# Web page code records
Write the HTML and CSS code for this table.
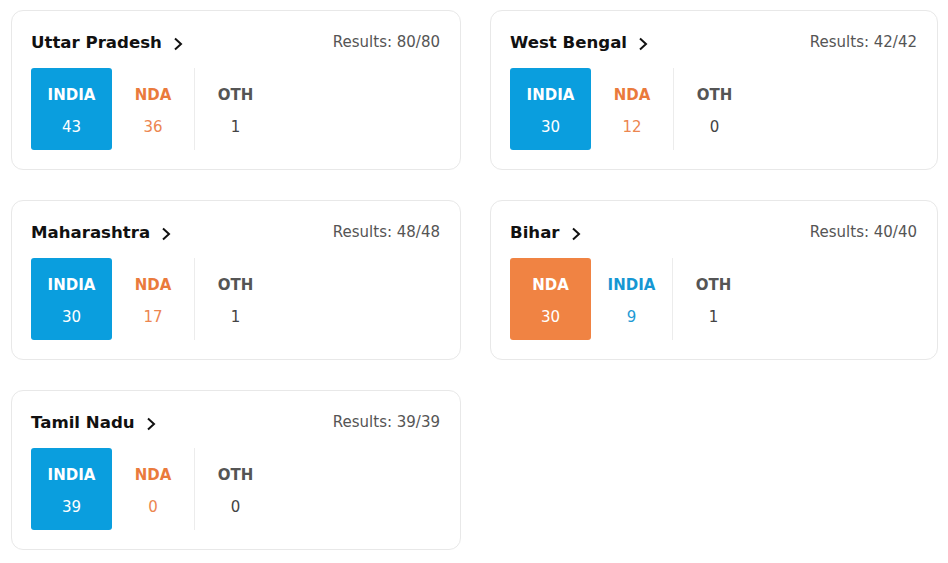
FILE: index.html
```html
<!DOCTYPE html>
<html lang="en">
<head>
  <meta charset="UTF-8">
  <title>State Results</title>
  <link rel="stylesheet" href="styles.css">
</head>
<body>
  <div class="grid">
    <!-- Uttar Pradesh -->
    <div class="card">
      <div class="card-head">
        <a class="state">Uttar Pradesh <svg class="chev" viewBox="0 0 10 14"><path d="M2 1.5l6 5.5-6 5.5"/></svg></a>
        <span class="results">Results: 80/80</span>
      </div>
      <div class="tally">
        <div class="party lead india"><span class="name">INDIA</span><span class="seats">43</span></div>
        <div class="party nda"><span class="name">NDA</span><span class="seats">36</span></div>
        <div class="party oth"><span class="name">OTH</span><span class="seats">1</span></div>
      </div>
    </div>

    <!-- West Bengal -->
    <div class="card">
      <div class="card-head">
        <a class="state">West Bengal <svg class="chev" viewBox="0 0 10 14"><path d="M2 1.5l6 5.5-6 5.5"/></svg></a>
        <span class="results">Results: 42/42</span>
      </div>
      <div class="tally">
        <div class="party lead india"><span class="name">INDIA</span><span class="seats">30</span></div>
        <div class="party nda"><span class="name">NDA</span><span class="seats">12</span></div>
        <div class="party oth"><span class="name">OTH</span><span class="seats">0</span></div>
      </div>
    </div>

    <!-- Maharashtra -->
    <div class="card">
      <div class="card-head">
        <a class="state">Maharashtra <svg class="chev" viewBox="0 0 10 14"><path d="M2 1.5l6 5.5-6 5.5"/></svg></a>
        <span class="results">Results: 48/48</span>
      </div>
      <div class="tally">
        <div class="party lead india"><span class="name">INDIA</span><span class="seats">30</span></div>
        <div class="party nda"><span class="name">NDA</span><span class="seats">17</span></div>
        <div class="party oth"><span class="name">OTH</span><span class="seats">1</span></div>
      </div>
    </div>

    <!-- Bihar -->
    <div class="card">
      <div class="card-head">
        <a class="state">Bihar <svg class="chev" viewBox="0 0 10 14"><path d="M2 1.5l6 5.5-6 5.5"/></svg></a>
        <span class="results">Results: 40/40</span>
      </div>
      <div class="tally">
        <div class="party lead nda"><span class="name">NDA</span><span class="seats">30</span></div>
        <div class="party india"><span class="name">INDIA</span><span class="seats">9</span></div>
        <div class="party oth"><span class="name">OTH</span><span class="seats">1</span></div>
      </div>
    </div>

    <!-- Tamil Nadu -->
    <div class="card">
      <div class="card-head">
        <a class="state">Tamil Nadu <svg class="chev" viewBox="0 0 10 14"><path d="M2 1.5l6 5.5-6 5.5"/></svg></a>
        <span class="results">Results: 39/39</span>
      </div>
      <div class="tally">
        <div class="party lead india"><span class="name">INDIA</span><span class="seats">39</span></div>
        <div class="party nda"><span class="name">NDA</span><span class="seats">0</span></div>
        <div class="party oth"><span class="name">OTH</span><span class="seats">0</span></div>
      </div>
    </div>
  </div>
</body>
</html>
```

FILE: styles.css
```css
/* General */
body {
  margin: 0;
  background: #fff;
  font-family: "DejaVu Sans", Verdana, sans-serif;
  color: #333;
}

.grid {
  display: grid;
  grid-template-columns: 450px 448px;
  column-gap: 29px;
  row-gap: 30px;
  padding: 10px 0 0 11px;
}

/* Card */
.card {
  height: 160px;
  box-sizing: border-box;
  border: 1px solid #e8e8e8;
  border-radius: 12px;
  padding: 19px 20px 0 19px;
}

.card-head {
  display: flex;
  justify-content: space-between;
  align-items: center;
  height: 24px;
}

.state {
  display: flex;
  align-items: center;
  font-size: 16.6px;
  font-weight: bold;
  color: #111;
}

.chev {
  width: 10px;
  height: 14px;
  margin-left: 11px;
  margin-top: 3px;
  fill: none;
  stroke: #111;
  stroke-width: 2;
}

.results {
  font-size: 15px;
  color: #555;
  margin-top: -1px;
}

/* Party tally */
.tally {
  display: flex;
  margin-top: 14px;
}

.party {
  width: 81px;
  height: 82px;
  box-sizing: border-box;
  padding-top: 17px;
  display: flex;
  flex-direction: column;
  align-items: center;
  border-radius: 3px;
}

.party .name {
  font-size: 15px;
  font-weight: bold;
  line-height: 20px;
}

.party .seats {
  font-size: 15px;
  line-height: 20px;
  margin-top: 12px;
}

.india .name { color: #1597d3; }
.india .seats { color: #1e9ad4; }
.nda .name { color: #ea7a3c; }
.nda .seats { color: #ec8650; }
.oth .name { color: #555; }
.oth .seats { color: #444; }

.nda:not(.lead) {
  width: 82px;
}

.oth {
  width: 82px;
  border-left: 1px solid #ececec;
  border-radius: 0;
}

.lead.india { background: #0a9ede; }
.lead.nda { background: #f08343; }
.lead .name,
.lead .seats { color: #fff; }
```
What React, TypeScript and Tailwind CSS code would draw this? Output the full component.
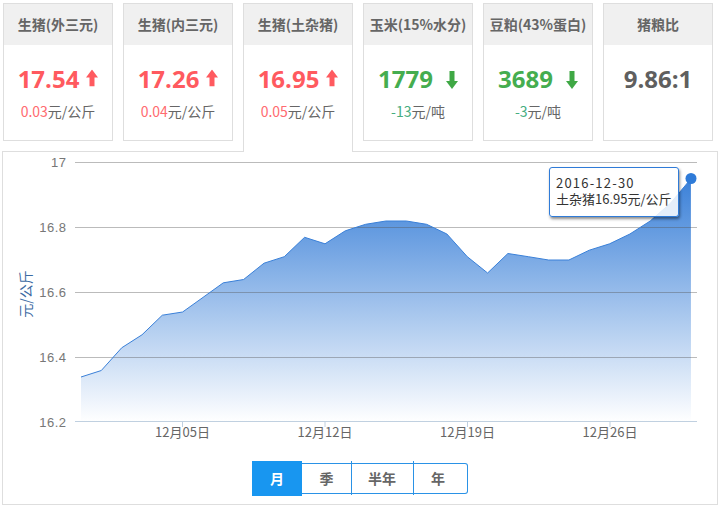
const FONT = "font-['Noto_Sans_CJK_SC','Open_Sans',sans-serif]";

const vals = [16.34,16.36,16.43,16.47,16.53,16.54,16.585,16.63,16.64,16.69,16.71,16.77,16.75,16.79,16.81,16.82,16.82,16.81,16.78,16.71,16.66,16.72,16.71,16.70,16.70,16.73,16.75,16.78,16.82,16.875,16.95];
const px = (i: number) => 81 + i * 20.33;
const py = (v: number) => 162.5 + (17 - v) * 325;
const pts = vals.map((v, i) => `${px(i).toFixed(1)},${py(v).toFixed(1)}`);
const linePath = "M" + pts.join("L");
const areaPath = linePath + `L691,422L81,422Z`;

type Card = { title: string; value: string; sub?: string; unit?: string; dir?: "up" | "down"; active?: boolean };
const cards: Card[] = [
  { title: "生猪(外三元)", value: "17.54", sub: "0.03", unit: "元/公斤", dir: "up" },
  { title: "生猪(内三元)", value: "17.26", sub: "0.04", unit: "元/公斤", dir: "up" },
  { title: "生猪(土杂猪)", value: "16.95", sub: "0.05", unit: "元/公斤", dir: "up", active: true },
  { title: "玉米(15%水分)", value: "1779", sub: "-13", unit: "元/吨", dir: "down" },
  { title: "豆粕(43%蛋白)", value: "3689", sub: "-3", unit: "元/吨", dir: "down" },
  { title: "猪粮比", value: "9.86:1" },
];

function Arrow({ dir }: { dir: "up" | "down" }) {
  return dir === "up" ? (
    <svg width="12" height="17" viewBox="0 0 12 17" className="block -translate-y-[1.5px]">
      <path d="M6 0L12 8H8.5V17H3.5V8H0Z" fill="#ff5a5f" />
    </svg>
  ) : (
    <svg width="12" height="18" viewBox="0 0 12 18" className="block translate-y-[1px]">
      <path d="M6 18L12 10H8.5V0H3.5V10H0Z" fill="#3fa845" />
    </svg>
  );
}

function StatCard({ c }: { c: Card }) {
  const color = c.dir === "up" ? "text-[#ff5a5f]" : c.dir === "down" ? "text-[#45ad4f]" : "text-[#5f5f5f]";
  const subColor = c.dir === "up" ? "text-[#ff6b70]" : "text-[#45ad7f]";
  return (
    <div
      className={`relative w-[110px] shrink-0 border border-[#dedede] bg-white ${
        c.active ? "z-10 h-[149px] border-b-0" : "h-[138px]"
      }`}
    >
      <div className="h-[41px] bg-[#f0f0f0] text-center text-[14px] leading-[41px] font-bold whitespace-nowrap text-[#666]">
        {c.title}
      </div>
      <div
        className={`mt-[16px] flex h-[36px] items-center justify-center text-[24px] leading-[36px] font-bold ${color} ${
          c.dir === "down" ? "gap-[13px]" : "gap-[7px]"
        }`}
      >
        <span className="font-['Open_Sans',sans-serif]">{c.value}</span>
        {c.dir && <Arrow dir={c.dir} />}
      </div>
      {c.sub && (
        <div className="mt-[4px] text-center text-[14px] leading-[20px] text-[#666]">
          <span className={subColor}>{c.sub}</span>
          {c.unit}
        </div>
      )}
    </div>
  );
}

const yTicks = [
  { l: "17", y: 162.5 },
  { l: "16.8", y: 227.5 },
  { l: "16.6", y: 292.5 },
  { l: "16.4", y: 357.5 },
];
const xTicks = [
  { l: "12月05日", x: 182.5 },
  { l: "12月12日", x: 325 },
  { l: "12月19日", x: 467.5 },
  { l: "12月26日", x: 610 },
];
const ranges = [
  { l: "月", w: "w-[50px]" },
  { l: "季", w: "w-[49px]" },
  { l: "半年", w: "w-[62px]" },
  { l: "年", w: "w-[55px]" },
];

export default function App() {
  return (
    <div className={`h-[511px] w-[724px] overflow-hidden bg-white pt-[3px] ${FONT}`}>
      <div className="flex h-[138px] items-start gap-[10px] pl-[3px]">
        {cards.map((c) => (
          <StatCard key={c.title} c={c} />
        ))}
      </div>
      <div className="relative mt-[10px] ml-[2px] h-[354px] w-[716px] border border-[#dedede] bg-white">
        <svg width="714" height="300" viewBox="3 152 714 300" className="block">
          <defs>
            <linearGradient id="area" x1="0" y1="178" x2="0" y2="422" gradientUnits="userSpaceOnUse">
              <stop offset="0" stopColor="#3a80d8" />
              <stop offset="1" stopColor="#ffffff" />
            </linearGradient>
          </defs>
          <path d={areaPath} fill="url(#area)" />
          {yTicks.map((t) => (
            <line key={t.l} x1="75" x2="697" y1={t.y} y2={t.y} stroke="#555" strokeOpacity="0.4" strokeWidth="1" />
          ))}
          <line x1="75" x2="697" y1="421.5" y2="421.5" stroke="#c0d0e0" strokeWidth="1" />
          {xTicks.map((t) => (
            <line key={t.l} x1={t.x} x2={t.x} y1="422" y2="427" stroke="#c0d0e0" strokeWidth="1" />
          ))}
          <path d={linePath} fill="none" stroke="#3a80d8" strokeWidth="1" />
          <circle cx="691" cy="178.5" r="5.5" fill="#2f7bd8" />
          {[...yTicks, { l: "16.2", y: 422 }].map((t) => (
            <text key={t.l} x="66.5" y={t.y + 4.5} textAnchor="end" fontSize="13" letterSpacing="0.5" fill="#777" fontFamily="'Liberation Sans',sans-serif">
              {t.l}
            </text>
          ))}
          {xTicks.map((t) => (
            <text key={t.l} x={t.x} y="437" textAnchor="middle" fontSize="13" fill="#666" fontFamily="'Noto Sans CJK SC',sans-serif">
              {t.l}
            </text>
          ))}
          <text
            transform="translate(31 294) rotate(-90)"
            textAnchor="middle"
            fontSize="14"
            fill="#3d6ba3"
            fontFamily="'Noto Sans CJK SC',sans-serif"
          >
            元/公斤
          </text>
        </svg>
        <div className="absolute top-[15px] left-[546px] h-[50px] w-[130px] rounded-[3px] border border-[#2f7bd8] bg-white/85 pt-[7px] pl-[6px] text-[13px] leading-[16px] whitespace-nowrap text-[#333] shadow-[1px_2px_3px_rgba(0,0,0,0.45)]">
          <div className="tracking-[1.2px]">2016-12-30</div>
          <div>土杂猪16.95元/公斤</div>
        </div>
        <div className="mt-[9px] ml-[249px] flex h-[35px] w-[216px] items-stretch">
          {ranges.map((r, i) => (
            <div
              key={r.l}
              className={`relative flex items-center justify-center text-[14px] font-bold ${r.w} ${
                i === 0
                  ? "bg-[#1896f0] text-white"
                  : `my-[2px] border-y border-[#2a92e6] text-[#666] ${i === 3 ? "rounded-r-[3px] border-r pr-[4px]" : ""}`
              }`}
            >
              {r.l}
              {i > 1 && <span className="absolute -top-[3px] -bottom-[2px] left-0 w-px bg-[#2a92e6]" />}
            </div>
          ))}
        </div>
      </div>
    </div>
  );
}
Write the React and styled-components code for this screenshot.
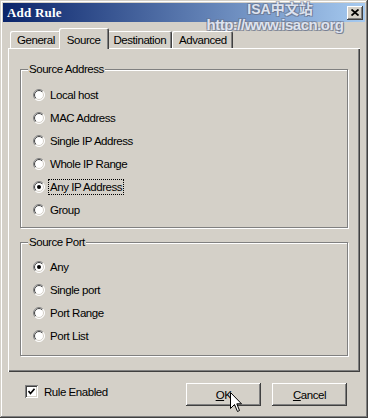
import React from "react";
import styled, { createGlobalStyle } from "styled-components";

const GlobalStyle = createGlobalStyle`
  html, body {
    margin: 0;
    padding: 0;
    background: #d4d0c8;
  }
  body {
    font-family: "Liberation Sans", Arial, sans-serif;
    font-size: 11.5px;
    letter-spacing: -0.45px;
    color: #000;
  }
`;

const Window = styled.div`
  position: relative;
  box-sizing: border-box;
  width: 368px;
  height: 418px;
  padding: 3px;
  display: flex;
  flex-direction: column;
  background: #d4d0c8;
  overflow: hidden;
  box-shadow: inset -1px -1px #404040, inset 1px 1px #d4d0c8,
    inset -2px -2px #808080, inset 2px 2px #fff;
`;

const TitleBar = styled.div`
  height: 19px;
  display: flex;
  align-items: center;
  justify-content: space-between;
  padding: 0 2px 0 4px;
  background: linear-gradient(to right, #0a246a, #a6caf0);
`;

const Title = styled.div`
  font-family: "Liberation Serif", "Times New Roman", serif;
  font-weight: bold;
  font-size: 13px;
  letter-spacing: 0.2px;
  color: #fff;
`;

const CloseButton = styled.div`
  width: 16px;
  height: 14px;
  display: flex;
  align-items: center;
  justify-content: center;
  background: #d4d0c8;
  box-shadow: inset -1px -1px #404040, inset 1px 1px #fff,
    inset -2px -2px #808080;
`;

const Body = styled.div`
  flex: 1;
  display: flex;
  flex-direction: column;
  padding: 6px 5px 0 5px;
`;

const TabRow = styled.div`
  position: relative;
  z-index: 1;
  height: 20px;
  display: flex;
  align-items: flex-end;
  padding-left: 2px;
`;

const Tab = styled.div`
  position: relative;
  box-sizing: border-box;
  height: ${(p) => (p.$active ? "21px" : "17px")};
  margin: ${(p) => (p.$active ? "0 -2px -1px" : "0")};
  padding: ${(p) => (p.$active ? "2px 8px 0" : "1px 6px 0 7px")};
  display: flex;
  align-items: center;
  background: #d4d0c8;
  border-radius: 2px 2px 0 0;
  box-shadow: inset 1px 1px #fff, inset -1px 0 #404040, inset -2px 0 #808080;
  z-index: ${(p) => (p.$active ? 2 : 1)};
`;

const Panel = styled.div`
  box-sizing: border-box;
  height: 324px;
  padding: 21px 12px 0 12px;
  display: flex;
  flex-direction: column;
  box-shadow: inset 1px 1px #fff, inset -1px -1px #404040,
    inset -2px -2px #808080;
`;

const Group = styled.div`
  position: relative;
  margin-top: ${(p) => p.$gap || 0}px;
  padding: ${(p) => p.$pad};
  border: 1px solid #808080;
  box-shadow: inset 1px 1px #fff, 1px 1px #fff;
  display: flex;
  flex-direction: column;
`;

const GroupTitle = styled.span`
  position: absolute;
  top: -7px;
  left: 7px;
  padding: 0 1px;
  line-height: 13px;
  background: #d4d0c8;
`;

const OptionRow = styled.div`
  height: 23px;
  display: flex;
  align-items: center;
  padding-left: 12px;
  gap: 4px;
`;

const OptionLabel = styled.span`
  padding: 0 1px;
  line-height: 14px;
  outline: ${(p) => (p.$focus ? "1px dotted #000" : "none")};
`;

const Footer = styled.div`
  flex: 1;
  display: flex;
  align-items: flex-start;
  justify-content: space-between;
  padding: 11px 13px 0 17px;
`;

const CheckRow = styled.div`
  display: flex;
  align-items: center;
  gap: 6px;
  margin-top: 2px;
`;

const CheckBox = styled.div`
  width: 13px;
  height: 13px;
  box-sizing: border-box;
  background: #fff;
  display: flex;
  align-items: center;
  justify-content: center;
  box-shadow: inset 1px 1px #808080, inset -1px -1px #fff,
    inset 2px 2px #404040, inset -2px -2px #d4d0c8;
`;

const Buttons = styled.div`
  display: flex;
  gap: 11px;
`;

const Button = styled.div`
  width: 75px;
  height: 23px;
  display: flex;
  align-items: center;
  justify-content: center;
  background: #d4d0c8;
  box-shadow: inset -1px -1px #404040, inset 1px 1px #fff,
    inset -2px -2px #808080;
`;

const Key = styled.span`
  text-decoration: underline;
`;

const Watermark = styled.div`
  position: absolute;
  top: 1px;
  left: 206px;
  width: 138px;
  display: flex;
  flex-direction: column;
  align-items: center;
  font-family: "Liberation Sans", "Noto Sans CJK SC", sans-serif;
  font-weight: 700;
  color: rgba(228, 234, 246, 0.95);
  text-shadow: 1px 1px 0 rgba(105, 115, 138, 0.75),
    -1px -1px 0 rgba(105, 115, 138, 0.55), 1px -1px 0 rgba(105, 115, 138, 0.55),
    -1px 1px 0 rgba(105, 115, 138, 0.55);
  pointer-events: none;
  letter-spacing: 0;
`;

const MarkTop = styled.div`
  font-size: 14px;
  line-height: 16px;
  margin-left: 10px;
`;

const MarkUrl = styled.div`
  font-family: "Liberation Sans", Arial, sans-serif;
  font-weight: 700;
  font-size: 15px;
  line-height: 16px;
  letter-spacing: -0.5px;
`;

const Pointer = styled.svg`
  position: absolute;
  left: 230px;
  top: 392px;
`;

const Radio = ({ checked }) => (
  <svg width="12" height="12" viewBox="0 0 12 12">
    <defs>
      <linearGradient id="ro" x1="0" y1="0" x2="1" y2="1">
        <stop offset="0.5" stopColor="#808080" />
        <stop offset="0.5" stopColor="#ffffff" />
      </linearGradient>
      <linearGradient id="ri" x1="0" y1="0" x2="1" y2="1">
        <stop offset="0.5" stopColor="#404040" />
        <stop offset="0.5" stopColor="#d4d0c8" />
      </linearGradient>
    </defs>
    <circle cx="6" cy="6" r="5.5" fill="#fff" stroke="url(#ro)" strokeWidth="1" />
    <circle cx="6" cy="6" r="4.5" fill="#fff" stroke="url(#ri)" strokeWidth="1" />
    {checked && <circle cx="6" cy="6" r="2" fill="#000" />}
  </svg>
);

const addressOptions = [
  "Local host",
  "MAC Address",
  "Single IP Address",
  "Whole IP Range",
  "Any IP Address",
  "Group",
];
const portOptions = ["Any", "Single port", "Port Range", "Port List"];

const tabs = ["General", "Source", "Destination", "Advanced"];

const App = () => {
  return (
    <>
      <GlobalStyle />
      <Window>
        <TitleBar>
          <Title>Add Rule</Title>
          <CloseButton>
            <svg width="8" height="7" viewBox="0 0 8 7">
              <path d="M0.5 0.5 L7.5 6.5 M7.5 0.5 L0.5 6.5" stroke="#000" strokeWidth="1.8" />
            </svg>
          </CloseButton>
        </TitleBar>
        <Body>
          <TabRow>
            {tabs.map((t) => (
              <Tab key={t} $active={t === "Source"}>
                {t}
              </Tab>
            ))}
          </TabRow>
          <Panel>
            <Group $pad="13px 0 6px 0">
              <GroupTitle>Source Address</GroupTitle>
              {addressOptions.map((o) => (
                <OptionRow key={o}>
                  <Radio checked={o === "Any IP Address"} />
                  <OptionLabel $focus={o === "Any IP Address"}>{o}</OptionLabel>
                </OptionRow>
              ))}
            </Group>
            <Group $gap={14} $pad="12px 0 8px 0">
              <GroupTitle>Source Port</GroupTitle>
              {portOptions.map((o) => (
                <OptionRow key={o}>
                  <Radio checked={o === "Any"} />
                  <OptionLabel>{o}</OptionLabel>
                </OptionRow>
              ))}
            </Group>
          </Panel>
          <Footer>
            <CheckRow>
              <CheckBox>
                <svg width="7" height="7" viewBox="0 0 7 7">
                  <path d="M0.5 3 L2.5 5.5 L6.5 0.8" stroke="#000" strokeWidth="1.6" fill="none" />
                </svg>
              </CheckBox>
              <span>Rule Enabled</span>
            </CheckRow>
            <Buttons>
              <Button>
                <span>
                  <Key>O</Key>K
                </span>
              </Button>
              <Button>
                <span>
                  <Key>C</Key>ancel
                </span>
              </Button>
            </Buttons>
          </Footer>
        </Body>
        <Watermark>
          <MarkTop>ISA中文站</MarkTop>
          <MarkUrl>http://www.isacn.org</MarkUrl>
        </Watermark>
        <Pointer width="13" height="21" viewBox="0 0 13 21">
          <path
            d="M0.5 0.5 L0.5 16.5 L4.5 12.5 L7.5 19.5 L9.5 18.5 L6.8 11.8 L11.5 11.8 Z"
            fill="#fff"
            stroke="#000"
            strokeWidth="1"
          />
        </Pointer>
      </Window>
    </>
  );
};

export default App;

# SET PROBLEM
Search the listing above for the string "Write". Copy every line that contains it.

# RESULT
Write the HTML and CSS code for this table.
Write the React and styled-components code for this screenshot.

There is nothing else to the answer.